En una ocasión, uno de mis amigos más queridos me comentó lo doloroso que resultó para él no poder demostrar el sufrimiento que le causaba la muerte de su madre. Me explicó que no sólo tuvo que ocultar sus emociones al respecto sino asegurarse de consolar y proteger a sus familiares, a pesar del agotamiento físico y mental que padecía. Transcurrieron más de seis meses hasta que pudo llorar y casi un año, hasta que fue capaz de admitir en voz alta el profundo padecimiento mental que le había producido el duelo y todo lo que vino después.
— Fue una situación insoportable — me comenta con cierta tristeza — comencé a tener pesadillas, dolores estomacales y migrañas. Estaba de mal humor a todas horas, sentía un profundo resentimiento contra mis parientes, aunque no sabía el motivo. Me llevó un enorme esfuerzo reconocerlo.
Me cuenta que tuvo que asistir a la consulta de un psiquiatra para admitir que necesitaba consuelo y apoyo moral luego de una pérdida tan dolorosa. Mucho más complejo, le resultó admitir que el comportamiento de parientes e incluso, el de su esposa, había sido abrumador y castrante. Nadie pareció comprender que necesitaba apoyo emocional ni tampoco, estuvo dispuesto a brindárselo.
— Ya lo sabes — me dice en voz baja y preocupada — un “macho” no necesita consuelo.
La frase parece englobar esa preocupante y arraigada idea, que los hombres deben ser fuertes, invencibles, no temer a nada. La antiquísima imagen del macho proveedor que la historia occidental cristaliza estática y sin matices a través de la historia. Pero se trata de algo más que una idea general sobre lo que el hombre debe ser o cómo debe comportarse: implica una serie de habilidades y cualidades obligatorias que definen a lo masculino en el rol social y familiar pero sobre todo, a través de esa insistencia en el deber ser que se define a través del machismo.

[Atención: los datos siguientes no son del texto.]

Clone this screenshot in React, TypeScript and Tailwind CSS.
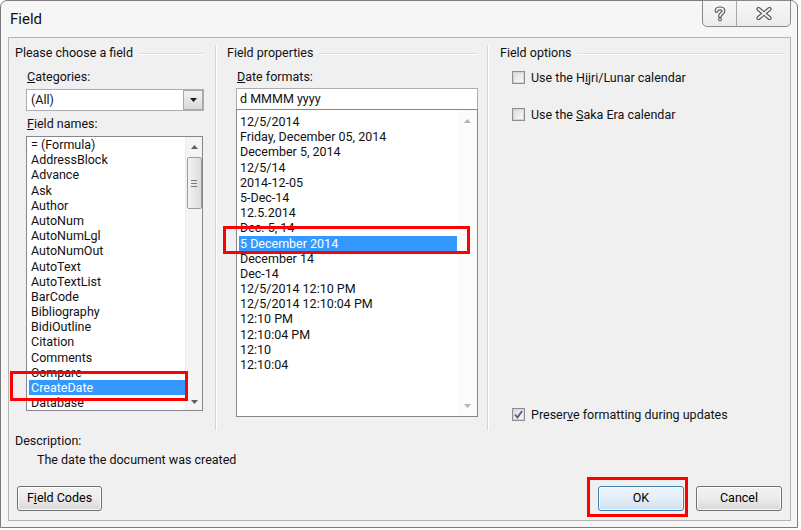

Por supuesto, un criterio tan restringido y basado en percepciones tan rígidas e irreales sobre el comportamiento masculino, no abarca la universalidad de la independencia intelectual y emocional de cualquier individuo. ¿Qué ocurre con los hombres que no calzan en esa imagen insistente sobre su comportamiento? ¿Qué pasa con todos a los que se les acusa de “débiles”, “ineficientes”, “mediocres”, “incapaces”? ¿Qué pasa con todos los hombres que deben soportar connotaciones peyorativas sobre su personalidad y comportamiento por el sólo hecho de no encajar en la visión general que se le atribuye a lo masculino?
Nuestra cultura suele ser muy despiadada con el proceso de formación de la identidad masculina: hay una obsesión sobre la virilidad y el hecho que deba demostrarse, como si fuera el único atributo reconocible en la personalidad del hombre. Un hombre “viril” es la idealización definitiva del deber ser social basado en el machismo y se impone con tanta fuerza y con tanta frecuencia, que llega a confundirse con la aspiración real de cualquier hombre. Tal vez por ese motivo, resulta tan complicado separar la percepción de fuerza y poder que sustenta lo masculino de la simple búsqueda de individualidad. La mayoría de los hombres están educados para no expresar sus emociones, para competir por la hegemonía, para asumir que su deber es anular su identidad en favor de la figura del “macho” que le sobrepasa como connotación cultural. El resultado es una versión incompleta del hombre, sometido a una imagen primitiva que no incluye ni admite matices emocionales o intelectuales.
En una ocasión leí que no es casual que el 80% de los accidentes de tráfico en cualquier país del mundo, sean protagonizados por hombres. Que se trata de una consecuencia de llevar a la práctica un modelo de masculinidad agresivo e irresponsable. De esa percepción del hombre salvaje y agresivo que debe imponer la fuerza por encima del razonamiento. Una de las tantas limitaciones que el machismo impone al hombre común. Lo pienso, mientras pienso en todos los elementos que presionan, degradan y golpean el comportamiento masculino. De todas las maneras como el machismo influye sobre la forma de comprender la profundidad de la capacidad intelectual, moral y emocional del hombre. En cada vez que lo masculino se distorsiona y se menosprecia como algo más parecido a un comportamiento primitivo que a una percepción sobre la identidad y sus valores del hombre real. El machismo es quizás el enemigo más despiadado y traicionero al que debe enfrentarse, quizás por esa implacable necesidad de normalizar sus rígidos patrones y limitaciones. Una visión que infravalora no sólo al hombre como individuo sino además, su capacidad para analizar el futuro, lo que aspiramos al crear y lo que resulta más preocupante, la generación que se educa a la sombra de esa noción del macho debido que continúa siendo incontestable.